Key terms in this guide
- CITG
- The Chartered Institute of Taxation, Ghana, established under the Chartered Institute of Taxation Act, 2016 (Act 916) to regulate tax practice and set the professional examinations.
- MCITG (Ghana)
- The membership designation of the Chartered Institute of Taxation, Ghana, identifying a Chartered Tax Practitioner.
- Professional Level
- The first CITG level, six papers (1 to 6). It is the only level that can be exempted, and the level most MSL students skip through exemption.
- Final Level 1
- The middle CITG level, three papers (7 to 9): Tax Audit and Investigations, Oil, Gas and Other Minerals Taxation, and International Taxation.
- Final Level 2
- The capstone CITG level, three papers (10 to 12): Strategic Tax Planning, Advanced Taxation Practice, and Tax Practice Administration and Ethics. It cannot be exempted.
- Scenario-based examination
- A paper set as a realistic situation to be worked through and advised on, rather than a set of short recall questions.
- Business-communication answer
- An answer written in a professional format, such as a memorandum, report, briefing paper or discussion paper, as the examiner requires.
- Transfer pricing
- The rules governing how related companies price cross-border transactions, examined within Paper 9 International Taxation.
Key points to remember
- 12 papers, three levels: 6 Professional, 3 Final Level 1, 3 Final Level 2.
- Most students sit only six, the Final Level papers, because they are exempt from the Professional Level.
- Final Level 1 is Tax Audit and Investigations, Oil, Gas and Other Minerals Taxation, and International Taxation.

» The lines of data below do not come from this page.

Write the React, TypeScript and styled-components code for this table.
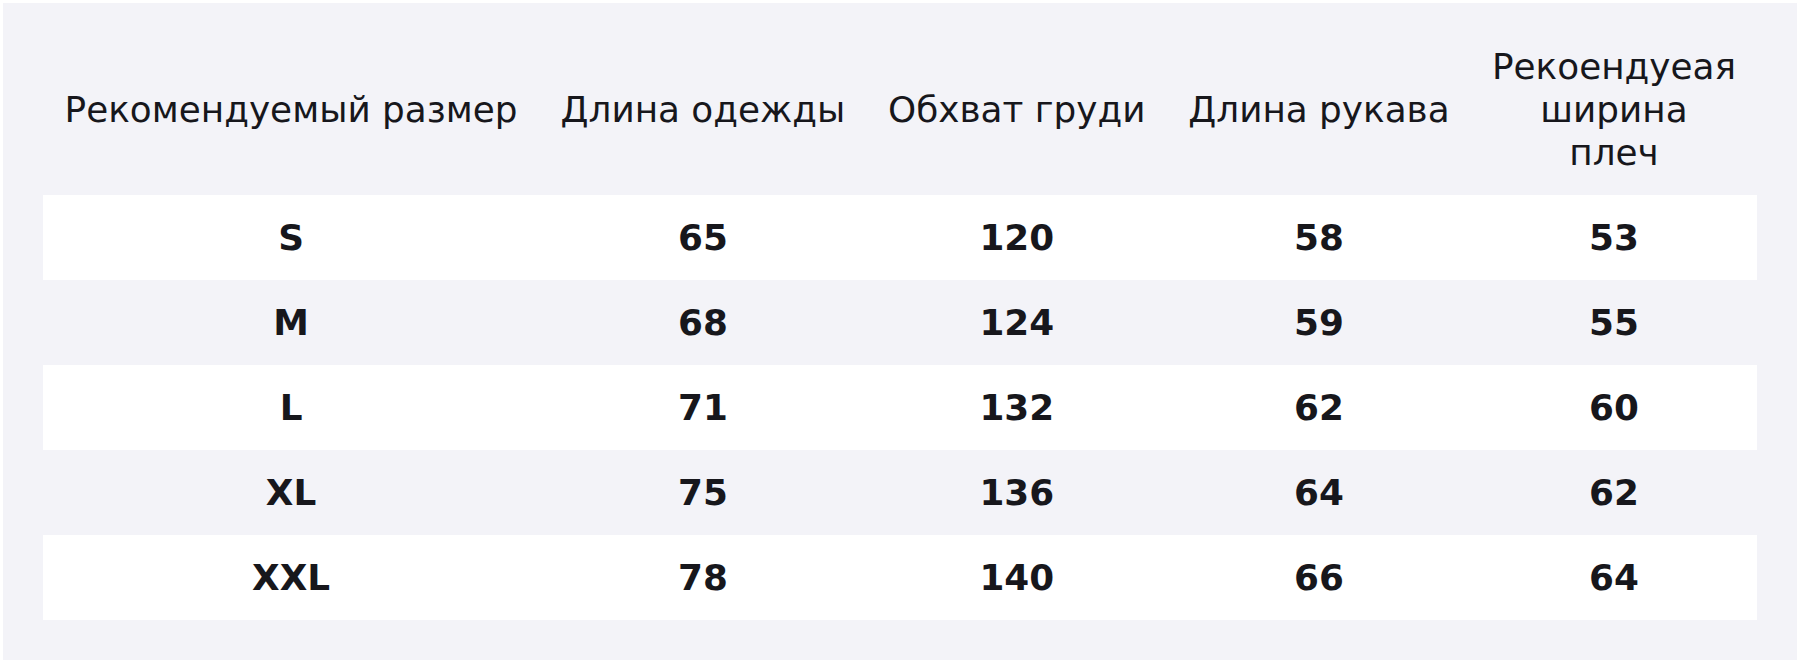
import styled, { createGlobalStyle } from "styled-components";

const GlobalStyle = createGlobalStyle`
  body {
    margin: 0;
    background: #ffffff;
    font-family: "DejaVu Sans", "Liberation Sans", sans-serif;
    color: #17171c;
  }
`;

const Panel = styled.section`
  margin: 3px;
  padding: 21px 40px 40px;
  background: #f3f3f8;
`;

const Table = styled.table`
  width: 100%;
  border-collapse: collapse;
  font-size: 35.8px;
  line-height: 43px;
  text-align: center;
`;

/* the last heading is squeezed to its longest word, the others stay on one line */
const HeadCell = styled.th<{ $wrap?: boolean }>`
  padding: 21px;
  font-weight: 400;
  white-space: ${(p) => (p.$wrap ? "normal" : "nowrap")};
  width: ${(p) => (p.$wrap ? "1%" : "auto")};
`;

const Row = styled.tr<{ $striped: boolean }>`
  background: ${(p) => (p.$striped ? "#ffffff" : "transparent")};
`;

const Cell = styled.td`
  padding: 21px;
  font-weight: 700;
`;

const headers = [
  "Рекомендуемый размер",
  "Длина одежды",
  "Обхват груди",
  "Длина рукава",
  "Рекоендуеая ширина плеч",
];

const rows = [
  ["S", "65", "120", "58", "53"],
  ["M", "68", "124", "59", "55"],
  ["L", "71", "132", "62", "60"],
  ["XL", "75", "136", "64", "62"],
  ["XXL", "78", "140", "66", "64"],
];

export default function App() {
  return (
    <>
      <GlobalStyle />
      <Panel>
        <Table>
          <thead>
            <tr>
              {headers.map((h, i) => (
                <HeadCell key={h} $wrap={i === headers.length - 1}>
                  {h}
                </HeadCell>
              ))}
            </tr>
          </thead>
          <tbody>
            {rows.map((r, i) => (
              <Row key={r[0]} $striped={i % 2 === 0}>
                {r.map((v, j) => (
                  <Cell key={j}>{v}</Cell>
                ))}
              </Row>
            ))}
          </tbody>
        </Table>
      </Panel>
    </>
  );
}
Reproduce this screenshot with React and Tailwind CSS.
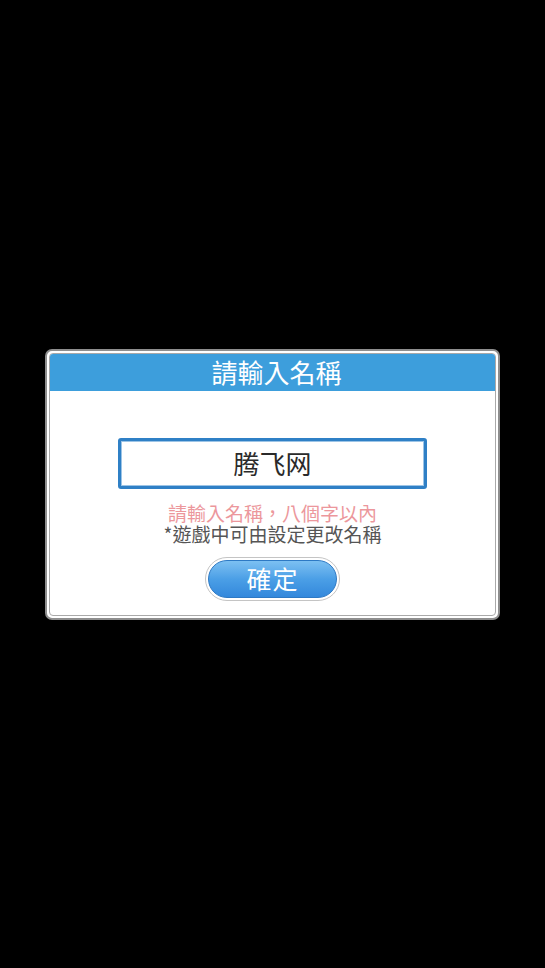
import React from 'react';

const cjk = { fontFamily: '"Noto Sans CJK TC", "Noto Sans CJK SC", sans-serif' };

export default function App() {
  return (
    <div className="w-[545px] h-[968px] bg-black flex items-center justify-center" style={cjk}>
      {/* Name dialog */}
      <div className="w-[455px] h-[271px] rounded-[7px] border-2 border-[#8e8e8e] bg-white p-[2px]">
        <div className="h-full rounded-[4px] border border-[#a9a9a9] overflow-hidden flex flex-col items-center">
          <div className="w-full h-[37px] bg-[#3d9edc] flex items-center justify-center">
            <span className="pl-[8px] text-white text-[26px] leading-none">請輸入名稱</span>
          </div>

          <div className="mt-[47px] w-[309px] h-[51px] rounded-[3px] border-[3px] border-[#2f80c6] bg-white shadow-[inset_0_0_0_1px_#9cc4e6] flex items-center justify-center">
            <span className="text-[#2a2a2a] text-[26px] leading-none">腾飞网</span>
          </div>

          <p className="mt-[13px] text-[19px] leading-[21px] text-[#ec979c]">請輸入名稱，八個字以內</p>
          <p className="text-[19px] leading-[21px] text-[#555]">*遊戲中可由設定更改名稱</p>

          <button className="mt-[13px] w-[135px] h-[44px] rounded-full border border-[#c4c4c4] bg-white p-[2px]">
            <div className="h-full rounded-full border border-[#2d79c4] bg-gradient-to-b from-[#7cc0f2] via-[#4b9fe6] to-[#3388dc] flex items-center justify-center">
              <span className="text-white text-[25px] leading-none tracking-[1px]">確定</span>
            </div>
          </button>
        </div>
      </div>
    </div>
  );
}
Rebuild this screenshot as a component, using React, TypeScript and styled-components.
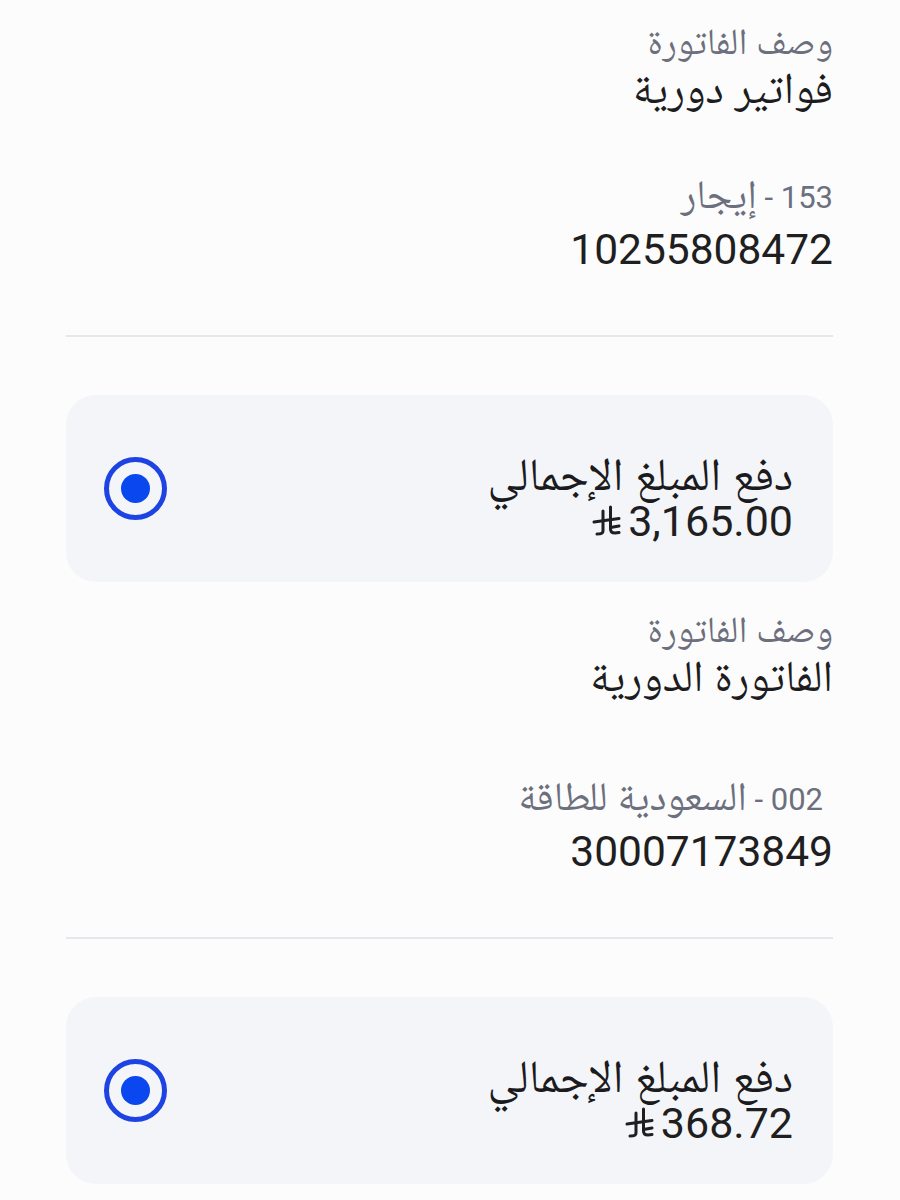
import React from 'react'
import styled, { createGlobalStyle } from 'styled-components'

const GlobalStyle = createGlobalStyle`
  html, body {
    margin: 0;
    padding: 0;
    background: #fcfcfc;
  }
  body {
    font-family: Roboto, "Noto Naskh Arabic", "Noto Sans Arabic", "DejaVu Sans", sans-serif;
    -webkit-font-smoothing: antialiased;
  }
`

const Page = styled.div`
  direction: rtl;
  width: 900px;
  min-height: 1200px;
  box-sizing: border-box;
  padding: 0 67px 0 66px;
  background: #fcfcfc;
`

const Section = styled.section<{ first?: boolean }>`
  display: flex;
  flex-direction: column;
  padding-top: ${({ first }) => (first ? '22px' : '28px')};
`

const Label = styled.div`
  font-size: 37px;
  line-height: 40px;
  color: #6c6f7d;
`

const Value = styled.div`
  margin-top: 4px;
  font-size: 44px;
  line-height: 44px;
  color: #1d1d1f;
`

const CodeLine = styled.div<{ spaced?: boolean; indent?: number }>`
  margin-top: ${({ spaced }) => (spaced ? '79px' : '65px')};
  padding-right: ${({ indent }) => indent || 0}px;
  font-size: 31px;
  line-height: 40px;
  color: #6c6f7d;
`

const ArabicPart = styled.span`
  font-size: 1.3em;
  line-height: 40px;
`

const AccountNumber = styled.div`
  margin-top: 7px;
  font-size: 42.5px;
  line-height: 50px;
  color: #1f1f21;
`

const Divider = styled.hr`
  margin: 60px 0 0;
  border: none;
  height: 2px;
  background: #e5e7ee;
`

const PayCard = styled.label`
  margin-top: 58px;
  height: 187px;
  box-sizing: border-box;
  display: flex;
  align-items: center;
  justify-content: space-between;
  padding: 0 40px 0 38px;
  border-radius: 30px;
  background: #f4f5f9;
  cursor: pointer;
`

const CardText = styled.div`
  display: flex;
  flex-direction: column;
  padding-top: 14px;
`

const CardTitle = styled.div`
  font-size: 46px;
  line-height: 50px;
  color: #1b1b1d;
`

const AmountRow = styled.div`
  display: flex;
  align-items: center;
  gap: 7px;
  font-size: 43px;
  line-height: 44px;
  color: #1f1f21;
`

const Radio = styled.span`
  width: 63px;
  height: 63px;
  box-sizing: border-box;
  border: 5px solid #1d43e2;
  border-radius: 50%;
  display: flex;
  align-items: center;
  justify-content: center;
  &::after {
    content: '';
    width: 29px;
    height: 29px;
    border-radius: 50%;
    background: #0b47ef;
  }
`

function RiyalSign() {
  return (
    <svg width="30" height="33" viewBox="0 0 30 33" fill="none" stroke="#1f1f21" strokeWidth="3" strokeLinecap="round" strokeLinejoin="round">
      <path d="M12 7 L12 27 Q12 30 6 30" />
      <path d="M19.5 3 L19.5 25 Q19.5 29 24 29 L28 28.5" />
      <path d="M3 18 L28 14.5" />
      <path d="M19.5 23.5 L28 22" />
    </svg>
  )
}

type Bill = {
  description: string
  code: string
  biller: string
  account: string
  amount: string
  spaced?: boolean
  indent?: number
}

const bills: Bill[] = [
  { description: 'فواتير دورية', code: '153', biller: 'إيجار', account: '10255808472', amount: '3,165.00' },
  {
    description: 'الفاتورة الدورية',
    code: '002',
    biller: 'السعودية للطاقة',
    account: '30007173849',
    amount: '368.72',
    spaced: true,
    indent: 10,
  },
]

export default function App() {
  return (
    <>
      <GlobalStyle />
      <Page>
        {bills.map((bill, i) => (
          <Section key={bill.account} first={i === 0}>
            <Label>وصف الفاتورة</Label>
            <Value>{bill.description}</Value>
            <CodeLine spaced={bill.spaced} indent={bill.indent}>
              {bill.code} - <ArabicPart>{bill.biller}</ArabicPart>
            </CodeLine>
            <AccountNumber>{bill.account}</AccountNumber>
            <Divider />
            <PayCard>
              <CardText>
                <CardTitle>دفع المبلغ الإجمالي</CardTitle>
                <AmountRow>
                  <span>{bill.amount}</span>
                  <RiyalSign />
                </AmountRow>
              </CardText>
              <Radio />
            </PayCard>
          </Section>
        ))}
      </Page>
    </>
  )
}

- Final Level 2 is Strategic Tax Planning, Advanced Taxation Practice, and Tax Practice Administration and Ethics.
- Every paper is written and scenario-based, answered in business-communication form, with a 50% pass mark.
- MSL teaches the six Final Level papers, the ones most CITG students actually sit.
Source: CITG paper coverage and examination format are drawn from the CITG Examination Scheme and Syllabus and MSL Business School’s current CITG subject pages, as of 2026. Syllabus content and format are set by CITG and subject to change, so always verify at taxghana.org.